South Korean intelligence organization

The Defense Counterintelligence Command (DCC; ) was the military intelligence security agency of the Republic of Korea (South Korea) Ministry of National Defense (MND) tasked with advancing military counterintelligence through collecting and analyzing intelligence from around the world. It was founded as the Army Counter Intelligence Corps (commonly known as CIC or KACIC; meaning: Special Operation Forces) on 21 October 1950.

The DCC was primarily responsible for analysis and development of intelligence collection and counterintelligence systems to create military security networks, clandestine and covert operations, countering hybrid threats, counterterrorism, defense (arms) industry security, executive protection, foreign military threat assessment to national security, forensic science for investigations, information warfare, military counterintelligence, military cybersecurity, psychological warfare, protect classified military information and documents, and support the investigation and interrogation of military crimes.

The unit was reorganized into the Defense Counterintelligence Command on 1 November 2022.

On 31 July 2026, the Defense Counterintelligence Command (DCC) was formally dissolved by the Ministry of National Defense after 49 years of operation, following years of controversy and allegations of misuse, most notably during the December 2024 martial law crisis.

==History==
The Defense Counterintelligence Command was formally activated in October 1977 under the name Military Security Command (MSC; ). This merger of the Army Security Command, the Navy Security Unit, and the Air Force Office of Special Investigations produced a single, integrated unit under the direct command and operational control of the minister of national defense.

Chun Doo-hwan became chief of the Military Security Command in February 1979, eight months before Park Chung Hee was assassinated on October 26, 1979. From his position as commander of the DSC, Chun effectively became chief investigator of the assassination. On December 12, 1979, a group of generals led by Chun arrested martial law commander General Jeong Seung-hwa, the army chief of staff, and seized key sites in the capital.

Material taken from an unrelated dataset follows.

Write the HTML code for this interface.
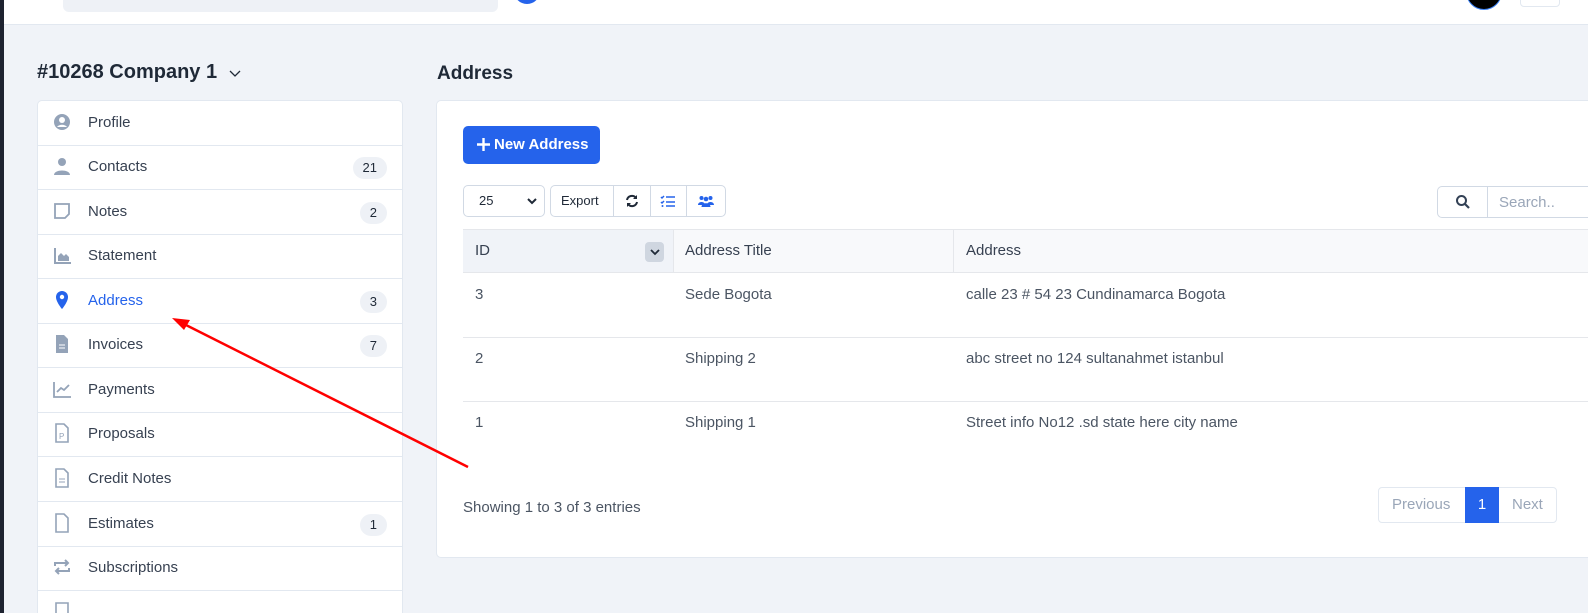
<!DOCTYPE html>
<html><head><style>
*{box-sizing:border-box;margin:0;padding:0}
html,body{width:1588px;height:613px;overflow:hidden}
body{background:#f0f3f8;font-family:"Liberation Sans",sans-serif;position:relative;color:#334155}
.a{position:absolute}
.top{left:0;top:0;width:1588px;height:25px;background:#fff;border-bottom:1px solid #e2e8f0}
.side{left:0;top:0;width:4px;height:613px;background:#1e2330}
.sb{left:37px;top:100px;width:366px;height:513px;background:#fff;border:1px solid #e2e8f0;border-bottom:0;border-radius:5px 5px 0 0;overflow:hidden}
.row{position:absolute;left:0;width:364px;height:45px;border-bottom:1px solid #e2e8f0}
.row span.t{position:absolute;left:50px;top:13px;font-size:15px;color:#374151}
.row .ic{position:absolute;left:14px;top:11px;width:20px;height:20px}
.bd{position:absolute;right:15px;top:12px;height:22px;padding:0 10px;border-radius:11px;background:#eef1f6;font-size:13px;line-height:22px;color:#1f2937}
.card{left:436px;top:100px;width:1152px;height:458px;background:#fff;border:1px solid #e2e8f0;border-right:0;border-radius:5px 0 0 5px}
.td{position:absolute;font-size:15px;color:#4b5563}
.th{position:absolute;font-size:15px;color:#374151}
.hl{position:absolute;left:463px;width:1125px;height:1px;background:#e5e7eb}
</style></head><body>
<div class="a top"></div>
<div class="a" style="left:63px;top:0;width:435px;height:12px;background:#eef1f6;border-radius:0 0 6px 6px"></div>
<div class="a" style="left:514px;top:-22px;width:26px;height:26px;border-radius:50%;background:#2563eb"></div>
<div class="a" style="left:1466px;top:-26px;width:36px;height:36px;border-radius:50%;background:#000;border:1px solid #3b82f6"></div>
<div class="a" style="left:1520px;top:-10px;width:40px;height:17px;border:1px solid #e2e8f0;border-radius:4px"></div>
<div class="a side"></div>
<div class="a" style="left:37px;top:61px;font-size:20px;font-weight:bold;color:#1f2937">#10268 Company 1</div>
<svg class="a" style="left:229px;top:70px" width="12" height="8" viewBox="0 0 12 8"><path d="M1 1l5 5 5-5" fill="none" stroke="#1f2937" stroke-width="1.3"/></svg>
<div class="a" style="left:437px;top:63px;font-size:19px;font-weight:bold;color:#1f2937">Address</div>
<div class="a sb">
<div class="row" style="top:0"><svg class="ic" viewBox="0 0 20 20"><circle cx="10" cy="10" r="8" fill="#94a3b8"/><circle cx="10" cy="8" r="3" fill="#fff"/><path d="M5 15c2-3 8-3 10 0" fill="#fff"/></svg><span class="t">Profile</span></div>
<div class="row" style="top:44px"><svg class="ic" viewBox="0 0 20 20"><circle cx="10" cy="6" r="4" fill="#94a3b8"/><path d="M2 19c0-6 16-6 16 0z" fill="#94a3b8"/></svg><span class="t">Contacts</span><span class="bd">21</span></div>
<div class="row" style="top:89px"><svg class="ic" viewBox="0 0 20 20"><path d="M3 3h14v10l-4 4H3z" fill="none" stroke="#94a3b8" stroke-width="1.8"/></svg><span class="t">Notes</span><span class="bd">2</span></div>
<div class="row" style="top:133px"><svg class="ic" viewBox="0 0 20 20"><path d="M3 3v15h16" fill="none" stroke="#94a3b8" stroke-width="2"/><path d="M6 16V11l3-3 3 3 2-2 3 3v4z" fill="#94a3b8"/></svg><span class="t">Statement</span></div>
<div class="row" style="top:178px"><svg class="ic" viewBox="0 0 20 20"><path d="M10 1a6 6 0 0 0-6 6c0 5 6 12 6 12s6-7 6-12a6 6 0 0 0-6-6z" fill="#2563eb"/><circle cx="10" cy="7" r="2.2" fill="#fff"/></svg><span class="t" style="color:#2563eb">Address</span><span class="bd">3</span></div>
<div class="row" style="top:222px"><svg class="ic" viewBox="0 0 20 20"><path d="M4 1h8l4 4v14H4z" fill="#94a3b8"/><path d="M7 11h6M7 14h6" stroke="#fff"/></svg><span class="t">Invoices</span><span class="bd">7</span></div>
<div class="row" style="top:267px"><svg class="ic" viewBox="0 0 20 20"><path d="M2 3v15h17M5 13l4-4 3 2 5-5" fill="none" stroke="#94a3b8" stroke-width="1.8"/></svg><span class="t">Payments</span></div>
<div class="row" style="top:311px"><svg class="ic" viewBox="0 0 20 20"><path d="M4 1h8l4 4v14H4z" fill="none" stroke="#94a3b8" stroke-width="1.6"/><text x="7" y="16" font-size="8" fill="#94a3b8" font-family="Liberation Sans">P</text></svg><span class="t">Proposals</span></div>
<div class="row" style="top:356px"><svg class="ic" viewBox="0 0 20 20"><path d="M4 1h8l4 4v14H4z" fill="none" stroke="#94a3b8" stroke-width="1.6"/><path d="M7 11h6M7 14h6" stroke="#94a3b8"/></svg><span class="t">Credit Notes</span></div>
<div class="row" style="top:401px"><svg class="ic" viewBox="0 0 20 20"><path d="M4 1h8l4 4v14H4z" fill="none" stroke="#94a3b8" stroke-width="1.6"/></svg><span class="t">Estimates</span><span class="bd">1</span></div>
<div class="row" style="top:445px"><svg class="ic" viewBox="0 0 20 20"><path d="M3 9V6h13M13 3l3 3-3 3M17 11v3H4M7 17l-3-3 3-3" fill="none" stroke="#94a3b8" stroke-width="2"/></svg><span class="t">Subscriptions</span></div>
<div class="row" style="top:490px;height:23px;border:0"><svg class="ic" viewBox="0 0 20 20"><path d="M4 19V1h12v18" fill="none" stroke="#94a3b8" stroke-width="1.6"/></svg></div>
</div>
<div class="a card"></div>
<div class="a" style="left:463px;top:126px;width:137px;height:38px;background:#2563eb;border-radius:5px;color:#fff;font-size:15px;font-weight:bold;line-height:38px;padding-left:31px">New Address</div>
<svg class="a" style="left:477px;top:138px" width="13" height="13" viewBox="0 0 13 13"><path d="M6.5 0v13M0 6.5h13" stroke="#fff" stroke-width="2.4"/></svg>
<div class="a" style="left:463px;top:185px;width:82px;height:32px;border:1px solid #d1d9e4;border-radius:5px;font-size:13px;line-height:30px;padding-left:15px;color:#1f2937">25</div>
<svg class="a" style="left:527px;top:198px" width="10" height="7" viewBox="0 0 10 7"><path d="M1 1l4 4 4-4" fill="none" stroke="#1f2937" stroke-width="2"/></svg>
<div class="a" style="left:550px;top:185px;width:176px;height:32px;border:1px solid #d1d9e4;border-radius:5px;font-size:13px;line-height:30px">
<span class="a" style="left:10px;color:#1f2937">Export</span>
<span class="a" style="left:62px;top:0;width:1px;height:30px;background:#d1d9e4"></span>
<svg class="a" style="left:74px;top:8px" width="14" height="14" viewBox="0 0 14 14"><path d="M2 6a5 5 0 0 1 9-2M12 8a5 5 0 0 1-9 2" fill="none" stroke="#1f2937" stroke-width="2"/><path d="M12 1v4H8zM2 13V9h4z" fill="#1f2937"/></svg>
<span class="a" style="left:99px;top:0;width:1px;height:30px;background:#d1d9e4"></span>
<svg class="a" style="left:109px;top:8px" width="16" height="14" viewBox="0 0 16 14"><path d="M1 3l1 1 2-2M1 8l1 1 2-2M6 3h9M6 8h9M6 12h9" fill="none" stroke="#2563eb" stroke-width="1.5"/><circle cx="2.5" cy="12" r="1" fill="#2563eb"/></svg>
<span class="a" style="left:135px;top:0;width:1px;height:30px;background:#d1d9e4"></span>
<svg class="a" style="left:147px;top:8px" width="16" height="14" viewBox="0 0 16 14"><circle cx="3.5" cy="4" r="2" fill="#2563eb"/><circle cx="12.5" cy="4" r="2" fill="#2563eb"/><circle cx="8" cy="5" r="2.3" fill="#2563eb"/><path d="M0 11c0-4 7-4 7 0zM9 11c0-4 7-4 7 0zM3.5 13c0-5 9-5 9 0z" fill="#2563eb"/></svg>
</div>
<div class="a" style="left:1437px;top:186px;width:151px;height:32px;border:1px solid #d1d9e4;border-right:0;border-radius:5px 0 0 5px">
<svg class="a" style="left:17px;top:7px" width="16" height="16" viewBox="0 0 16 16"><circle cx="6.5" cy="6.5" r="4.5" fill="none" stroke="#334155" stroke-width="2"/><path d="M10 10l4 4" stroke="#334155" stroke-width="2.2"/></svg>
<span class="a" style="left:49px;top:0;width:1px;height:30px;background:#d1d9e4"></span>
<span class="a" style="left:61px;top:7px;font-size:15px;color:#9aa6b8">Search..</span></div>
<div class="a" style="left:463px;top:229px;width:1125px;height:44px;background:#f8f9fb;border-top:1px solid #e5e7eb;border-bottom:1px solid #e5e7eb"></div>
<div class="a" style="left:463px;top:230px;width:210px;height:42px;background:#f0f3f8"></div>
<div class="a" style="left:673px;top:230px;width:1px;height:42px;background:#e5e7eb"></div>
<div class="a" style="left:953px;top:230px;width:1px;height:42px;background:#e5e7eb"></div>
<div class="a" style="left:645px;top:242px;width:19px;height:20px;background:#cfd6e0;border-radius:4px"></div>
<svg class="a" style="left:650px;top:249px" width="10" height="7" viewBox="0 0 10 7"><path d="M1 1l4 4 4-4" fill="none" stroke="#1f2937" stroke-width="1.8"/></svg>
<div class="th" style="left:475px;top:242px">ID</div>
<div class="th" style="left:685px;top:242px">Address Title</div>
<div class="th" style="left:966px;top:242px">Address</div>
<div class="td" style="left:475px;top:286px">3</div><div class="td" style="left:685px;top:286px">Sede Bogota</div><div class="td" style="left:966px;top:286px">calle 23 # 54 23 Cundinamarca Bogota</div>
<div class="hl" style="top:337px"></div>
<div class="td" style="left:475px;top:350px">2</div><div class="td" style="left:685px;top:350px">Shipping 2</div><div class="td" style="left:966px;top:350px">abc street no 124 sultanahmet istanbul</div>
<div class="hl" style="top:401px"></div>
<div class="td" style="left:475px;top:414px">1</div><div class="td" style="left:685px;top:414px">Shipping 1</div><div class="td" style="left:966px;top:414px">Street info No12 .sd state here city name</div>
<div class="td" style="left:463px;top:499px">Showing 1 to 3 of 3 entries</div>
<div class="a" style="left:1378px;top:487px;width:179px;height:36px;border:1px solid #e2e8f0;border-radius:4px;font-size:15px;color:#9aa6b8;line-height:34px">
<span class="a" style="left:13px">Previous</span>
<span class="a" style="left:86px;top:-1px;width:34px;height:36px;background:#2563eb;color:#fff;text-align:center;line-height:36px">1</span>
<span class="a" style="left:133px">Next</span></div>
<svg class="a" style="left:0;top:0" width="1588" height="613"><line x1="468" y1="467" x2="180" y2="322" stroke="#f00" stroke-width="2.5"/><path d="M172 318l18 2-6 10z" fill="#f00"/></svg>
</body></html>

The DSC's involvement in 1979 was considered and defined as attempt of a coup by state council.

During the Gwangju Uprising, many plainclothed DSC operatives disguised themselves as protesters to conduct clandestine and covert operations, counterintelligence, counterinsurgency, and psychological warfare against civilian militias. Their main objective was arrest and detain militia members illegally and fabricating accusations and rumours about militia to ruin the militia's reputation and make the uprising look like North Korean operatives involved.

On November 11, 2011, the Seoul National Labor Relations Commission exposed a DSC member who had been illegally collecting the information of civilians registered in the National Health Insurance Corporation for three and a half years.

Before the impeachment of Park Geun-hye in March 2017, the DSC was planning a self-coup and a declaration of martial law in case the impeachment of Park Geun-hye failed and anticipation of prolonged protests in response. The DSC's self-coup plan document was revealed to the public in 2018.